PROBLEM TO WORK ON :: Across the entries, how many lines have the string "components" in them? Reply with only a number.

+===+

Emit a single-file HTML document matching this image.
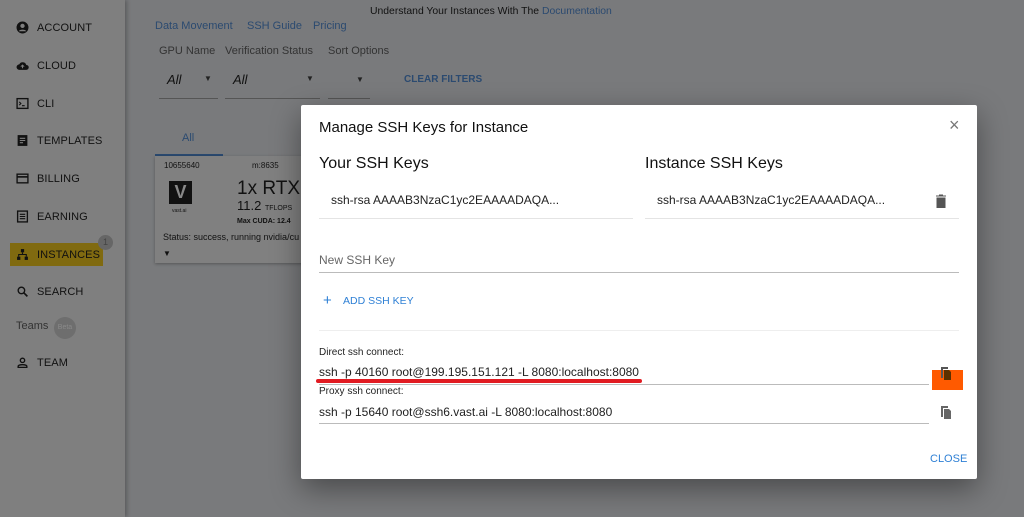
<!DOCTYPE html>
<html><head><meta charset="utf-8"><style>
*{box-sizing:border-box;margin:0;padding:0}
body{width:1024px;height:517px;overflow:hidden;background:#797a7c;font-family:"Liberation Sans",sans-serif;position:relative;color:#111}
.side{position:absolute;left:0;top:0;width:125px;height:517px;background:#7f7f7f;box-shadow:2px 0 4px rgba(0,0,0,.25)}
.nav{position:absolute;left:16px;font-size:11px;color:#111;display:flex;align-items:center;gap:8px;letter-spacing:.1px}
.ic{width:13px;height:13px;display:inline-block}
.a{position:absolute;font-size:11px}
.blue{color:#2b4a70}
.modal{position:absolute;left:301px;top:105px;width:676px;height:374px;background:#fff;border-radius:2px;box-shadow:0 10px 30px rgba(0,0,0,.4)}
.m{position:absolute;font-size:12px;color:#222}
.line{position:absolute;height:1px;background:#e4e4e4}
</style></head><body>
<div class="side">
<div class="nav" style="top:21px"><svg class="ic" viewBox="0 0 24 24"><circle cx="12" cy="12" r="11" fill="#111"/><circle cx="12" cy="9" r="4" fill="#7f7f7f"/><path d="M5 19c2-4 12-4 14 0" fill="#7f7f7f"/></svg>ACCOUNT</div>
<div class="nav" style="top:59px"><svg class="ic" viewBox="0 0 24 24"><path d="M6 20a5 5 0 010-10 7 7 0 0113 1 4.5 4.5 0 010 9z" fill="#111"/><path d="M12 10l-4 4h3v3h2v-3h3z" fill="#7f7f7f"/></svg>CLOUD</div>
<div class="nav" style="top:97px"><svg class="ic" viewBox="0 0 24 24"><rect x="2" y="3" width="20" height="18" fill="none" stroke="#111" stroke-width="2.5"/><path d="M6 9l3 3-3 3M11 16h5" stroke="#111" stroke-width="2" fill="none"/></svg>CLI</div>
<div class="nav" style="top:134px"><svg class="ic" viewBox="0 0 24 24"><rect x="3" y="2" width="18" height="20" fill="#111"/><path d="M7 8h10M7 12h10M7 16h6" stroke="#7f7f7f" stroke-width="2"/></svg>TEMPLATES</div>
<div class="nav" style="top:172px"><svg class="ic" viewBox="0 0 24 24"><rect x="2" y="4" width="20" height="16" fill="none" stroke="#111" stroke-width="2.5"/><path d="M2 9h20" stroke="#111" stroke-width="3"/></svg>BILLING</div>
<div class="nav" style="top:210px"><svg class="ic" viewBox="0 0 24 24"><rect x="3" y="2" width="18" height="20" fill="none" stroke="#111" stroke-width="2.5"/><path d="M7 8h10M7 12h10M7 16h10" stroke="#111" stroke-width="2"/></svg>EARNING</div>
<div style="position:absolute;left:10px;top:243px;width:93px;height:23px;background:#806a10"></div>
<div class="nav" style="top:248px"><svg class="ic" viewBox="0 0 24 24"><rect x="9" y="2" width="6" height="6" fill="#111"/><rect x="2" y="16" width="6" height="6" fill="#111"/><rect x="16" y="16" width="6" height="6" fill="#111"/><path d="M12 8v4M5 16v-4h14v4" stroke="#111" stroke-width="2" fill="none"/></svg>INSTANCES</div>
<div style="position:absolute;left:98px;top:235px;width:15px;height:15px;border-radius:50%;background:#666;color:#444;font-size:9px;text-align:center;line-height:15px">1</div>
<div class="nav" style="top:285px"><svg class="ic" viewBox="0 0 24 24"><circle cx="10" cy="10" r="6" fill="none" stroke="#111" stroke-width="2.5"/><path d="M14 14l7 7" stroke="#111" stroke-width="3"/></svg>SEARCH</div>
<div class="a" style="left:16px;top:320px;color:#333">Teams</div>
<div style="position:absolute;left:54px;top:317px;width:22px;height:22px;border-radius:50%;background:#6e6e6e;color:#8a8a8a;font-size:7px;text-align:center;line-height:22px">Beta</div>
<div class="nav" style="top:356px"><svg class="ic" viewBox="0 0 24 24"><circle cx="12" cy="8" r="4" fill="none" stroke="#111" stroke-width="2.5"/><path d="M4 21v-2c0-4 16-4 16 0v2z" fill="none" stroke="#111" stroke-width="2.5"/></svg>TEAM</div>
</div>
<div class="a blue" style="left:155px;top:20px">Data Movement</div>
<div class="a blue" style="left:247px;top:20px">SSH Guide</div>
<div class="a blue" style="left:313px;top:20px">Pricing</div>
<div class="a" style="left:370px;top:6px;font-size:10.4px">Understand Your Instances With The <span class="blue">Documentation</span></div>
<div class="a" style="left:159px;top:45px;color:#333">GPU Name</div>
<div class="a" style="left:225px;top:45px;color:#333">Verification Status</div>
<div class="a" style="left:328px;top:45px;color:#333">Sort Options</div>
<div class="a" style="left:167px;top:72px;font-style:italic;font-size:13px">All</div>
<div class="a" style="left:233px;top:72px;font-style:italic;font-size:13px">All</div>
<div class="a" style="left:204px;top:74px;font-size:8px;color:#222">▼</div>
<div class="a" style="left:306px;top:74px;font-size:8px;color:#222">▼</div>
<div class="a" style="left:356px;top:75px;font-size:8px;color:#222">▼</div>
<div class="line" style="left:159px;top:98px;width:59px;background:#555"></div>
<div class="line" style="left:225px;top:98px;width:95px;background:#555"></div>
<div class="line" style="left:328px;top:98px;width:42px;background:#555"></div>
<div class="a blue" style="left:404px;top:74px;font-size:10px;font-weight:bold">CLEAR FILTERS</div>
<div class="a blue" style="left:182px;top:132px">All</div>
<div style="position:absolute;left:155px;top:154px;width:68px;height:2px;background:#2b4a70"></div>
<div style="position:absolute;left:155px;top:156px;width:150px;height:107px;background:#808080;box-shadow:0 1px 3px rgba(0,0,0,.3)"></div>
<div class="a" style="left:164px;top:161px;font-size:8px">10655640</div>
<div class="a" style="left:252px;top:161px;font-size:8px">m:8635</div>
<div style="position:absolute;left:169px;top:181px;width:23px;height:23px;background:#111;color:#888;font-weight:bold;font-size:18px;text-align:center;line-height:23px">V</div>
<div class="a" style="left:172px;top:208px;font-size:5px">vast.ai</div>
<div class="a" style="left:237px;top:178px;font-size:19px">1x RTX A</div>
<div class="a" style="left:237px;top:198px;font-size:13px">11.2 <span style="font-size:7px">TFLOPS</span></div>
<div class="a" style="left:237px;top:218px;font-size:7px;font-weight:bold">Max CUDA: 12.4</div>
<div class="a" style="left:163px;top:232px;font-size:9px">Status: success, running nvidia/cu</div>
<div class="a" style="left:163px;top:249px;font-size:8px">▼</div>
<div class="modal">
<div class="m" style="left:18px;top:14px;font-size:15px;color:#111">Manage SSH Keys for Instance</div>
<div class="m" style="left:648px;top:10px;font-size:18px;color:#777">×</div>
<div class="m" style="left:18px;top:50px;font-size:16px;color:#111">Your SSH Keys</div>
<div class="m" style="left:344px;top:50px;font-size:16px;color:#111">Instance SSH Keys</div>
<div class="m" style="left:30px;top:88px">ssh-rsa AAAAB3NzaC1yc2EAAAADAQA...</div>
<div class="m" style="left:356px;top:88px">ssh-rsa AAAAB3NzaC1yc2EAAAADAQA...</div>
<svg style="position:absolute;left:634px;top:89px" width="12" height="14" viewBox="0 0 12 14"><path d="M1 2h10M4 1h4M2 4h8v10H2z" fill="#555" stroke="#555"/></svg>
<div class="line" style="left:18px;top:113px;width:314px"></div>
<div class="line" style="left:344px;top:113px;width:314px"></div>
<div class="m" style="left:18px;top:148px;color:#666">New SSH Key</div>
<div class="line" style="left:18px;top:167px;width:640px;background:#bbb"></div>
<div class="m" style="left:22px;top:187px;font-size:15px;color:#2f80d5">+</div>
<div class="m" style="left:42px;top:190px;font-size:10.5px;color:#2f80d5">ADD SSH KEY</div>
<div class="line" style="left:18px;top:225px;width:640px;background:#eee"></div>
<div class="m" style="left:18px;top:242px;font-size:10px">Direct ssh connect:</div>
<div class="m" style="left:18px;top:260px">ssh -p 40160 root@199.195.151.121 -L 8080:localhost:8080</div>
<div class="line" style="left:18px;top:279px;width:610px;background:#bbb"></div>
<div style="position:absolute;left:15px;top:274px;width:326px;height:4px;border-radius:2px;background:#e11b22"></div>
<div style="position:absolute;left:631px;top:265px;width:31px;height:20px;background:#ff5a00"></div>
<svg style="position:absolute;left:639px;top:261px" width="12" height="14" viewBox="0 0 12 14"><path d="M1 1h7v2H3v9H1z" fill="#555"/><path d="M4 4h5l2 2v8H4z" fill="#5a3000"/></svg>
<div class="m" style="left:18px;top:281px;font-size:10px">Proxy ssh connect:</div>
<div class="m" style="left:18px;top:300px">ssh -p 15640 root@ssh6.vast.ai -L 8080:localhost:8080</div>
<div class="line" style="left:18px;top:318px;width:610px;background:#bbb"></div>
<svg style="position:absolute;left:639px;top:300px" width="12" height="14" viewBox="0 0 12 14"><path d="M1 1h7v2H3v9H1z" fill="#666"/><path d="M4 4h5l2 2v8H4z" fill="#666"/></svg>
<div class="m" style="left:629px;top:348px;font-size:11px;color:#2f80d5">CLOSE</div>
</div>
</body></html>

+===+

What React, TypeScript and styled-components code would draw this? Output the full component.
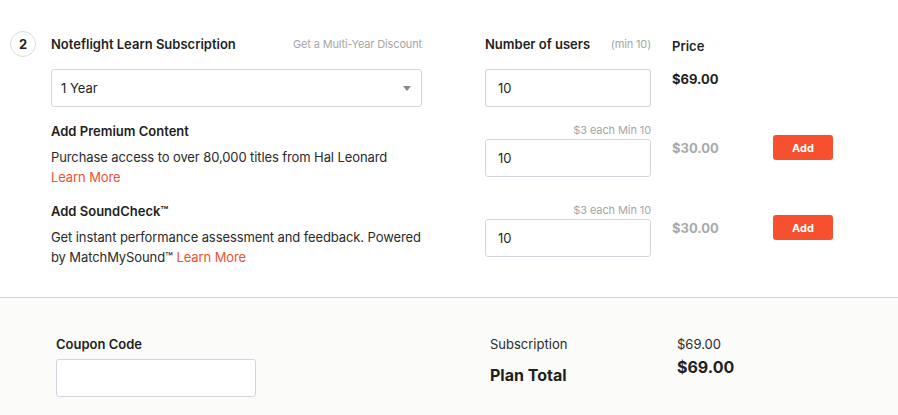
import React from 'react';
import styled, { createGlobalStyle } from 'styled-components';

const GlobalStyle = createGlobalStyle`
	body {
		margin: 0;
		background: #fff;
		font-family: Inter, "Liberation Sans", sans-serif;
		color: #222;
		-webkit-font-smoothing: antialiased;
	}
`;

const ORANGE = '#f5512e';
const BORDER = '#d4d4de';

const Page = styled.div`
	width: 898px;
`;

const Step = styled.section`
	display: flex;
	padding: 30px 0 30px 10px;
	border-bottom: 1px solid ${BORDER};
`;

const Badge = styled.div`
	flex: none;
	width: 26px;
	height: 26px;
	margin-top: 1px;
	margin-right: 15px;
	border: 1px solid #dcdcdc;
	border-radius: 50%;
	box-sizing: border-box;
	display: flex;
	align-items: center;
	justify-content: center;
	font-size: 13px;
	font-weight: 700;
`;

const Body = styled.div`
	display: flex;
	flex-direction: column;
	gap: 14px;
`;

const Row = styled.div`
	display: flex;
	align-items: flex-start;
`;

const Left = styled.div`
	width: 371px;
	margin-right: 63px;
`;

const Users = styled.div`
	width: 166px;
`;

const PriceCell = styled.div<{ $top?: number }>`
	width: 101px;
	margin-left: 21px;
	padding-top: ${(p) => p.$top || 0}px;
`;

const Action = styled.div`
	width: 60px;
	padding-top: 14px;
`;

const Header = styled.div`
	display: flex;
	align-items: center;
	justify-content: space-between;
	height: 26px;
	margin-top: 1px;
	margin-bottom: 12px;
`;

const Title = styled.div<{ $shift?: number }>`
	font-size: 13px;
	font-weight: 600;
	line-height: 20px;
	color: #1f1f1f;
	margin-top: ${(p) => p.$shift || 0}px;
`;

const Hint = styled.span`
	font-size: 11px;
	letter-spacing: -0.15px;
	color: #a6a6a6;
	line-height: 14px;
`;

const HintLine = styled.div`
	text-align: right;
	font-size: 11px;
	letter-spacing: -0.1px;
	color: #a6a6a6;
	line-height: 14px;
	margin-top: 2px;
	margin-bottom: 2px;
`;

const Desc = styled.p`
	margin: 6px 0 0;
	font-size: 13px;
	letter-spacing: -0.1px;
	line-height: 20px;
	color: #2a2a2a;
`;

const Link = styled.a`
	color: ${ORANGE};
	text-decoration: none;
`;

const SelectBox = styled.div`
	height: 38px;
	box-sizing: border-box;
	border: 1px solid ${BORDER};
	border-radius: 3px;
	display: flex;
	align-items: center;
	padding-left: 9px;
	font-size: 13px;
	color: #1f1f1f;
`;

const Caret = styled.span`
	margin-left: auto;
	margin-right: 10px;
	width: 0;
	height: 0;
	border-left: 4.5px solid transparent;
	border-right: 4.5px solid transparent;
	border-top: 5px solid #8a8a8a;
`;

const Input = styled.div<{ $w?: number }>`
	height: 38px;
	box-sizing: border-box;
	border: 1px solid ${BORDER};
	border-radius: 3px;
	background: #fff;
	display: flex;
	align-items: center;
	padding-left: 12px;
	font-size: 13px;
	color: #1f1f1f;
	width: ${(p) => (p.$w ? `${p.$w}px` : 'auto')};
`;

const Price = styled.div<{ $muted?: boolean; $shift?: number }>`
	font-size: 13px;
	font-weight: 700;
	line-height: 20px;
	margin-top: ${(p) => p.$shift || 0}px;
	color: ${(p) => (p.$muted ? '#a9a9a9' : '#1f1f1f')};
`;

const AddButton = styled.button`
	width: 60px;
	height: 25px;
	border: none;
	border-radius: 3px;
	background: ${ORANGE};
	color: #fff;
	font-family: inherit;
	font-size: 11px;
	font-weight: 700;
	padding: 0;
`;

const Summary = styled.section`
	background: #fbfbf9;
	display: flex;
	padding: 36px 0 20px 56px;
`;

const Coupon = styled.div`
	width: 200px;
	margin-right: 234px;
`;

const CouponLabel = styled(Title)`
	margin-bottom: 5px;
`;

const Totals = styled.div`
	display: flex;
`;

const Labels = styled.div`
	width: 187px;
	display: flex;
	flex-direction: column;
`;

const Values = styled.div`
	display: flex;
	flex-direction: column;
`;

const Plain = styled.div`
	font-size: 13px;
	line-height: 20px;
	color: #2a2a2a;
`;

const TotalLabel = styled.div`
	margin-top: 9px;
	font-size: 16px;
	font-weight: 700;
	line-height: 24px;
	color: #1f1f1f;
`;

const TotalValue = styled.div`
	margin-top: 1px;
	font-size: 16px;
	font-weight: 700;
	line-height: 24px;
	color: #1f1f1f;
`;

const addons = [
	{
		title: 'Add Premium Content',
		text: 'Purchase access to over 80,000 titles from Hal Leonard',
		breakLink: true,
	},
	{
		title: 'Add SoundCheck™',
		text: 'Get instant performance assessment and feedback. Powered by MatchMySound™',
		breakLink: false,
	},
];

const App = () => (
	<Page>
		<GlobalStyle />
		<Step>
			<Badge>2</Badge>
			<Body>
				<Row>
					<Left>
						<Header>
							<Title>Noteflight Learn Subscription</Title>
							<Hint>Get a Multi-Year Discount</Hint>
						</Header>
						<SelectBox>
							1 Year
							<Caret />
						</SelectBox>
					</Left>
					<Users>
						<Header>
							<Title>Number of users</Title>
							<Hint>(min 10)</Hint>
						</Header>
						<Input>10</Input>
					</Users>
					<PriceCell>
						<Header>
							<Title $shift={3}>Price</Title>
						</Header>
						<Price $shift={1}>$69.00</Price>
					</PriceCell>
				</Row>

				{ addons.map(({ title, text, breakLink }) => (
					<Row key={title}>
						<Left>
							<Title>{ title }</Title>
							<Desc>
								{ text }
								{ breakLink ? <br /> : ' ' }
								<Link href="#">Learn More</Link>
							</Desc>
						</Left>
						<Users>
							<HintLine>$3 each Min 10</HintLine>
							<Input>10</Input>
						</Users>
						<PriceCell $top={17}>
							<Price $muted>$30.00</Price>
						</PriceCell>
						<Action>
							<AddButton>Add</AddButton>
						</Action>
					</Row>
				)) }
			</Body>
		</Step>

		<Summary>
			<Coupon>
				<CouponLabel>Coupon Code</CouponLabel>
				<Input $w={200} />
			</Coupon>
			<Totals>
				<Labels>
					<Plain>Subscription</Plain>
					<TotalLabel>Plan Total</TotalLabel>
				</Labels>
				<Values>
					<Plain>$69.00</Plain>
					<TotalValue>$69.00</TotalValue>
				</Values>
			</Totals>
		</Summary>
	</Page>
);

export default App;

+===+

WRITTEN RESPONSE :: 2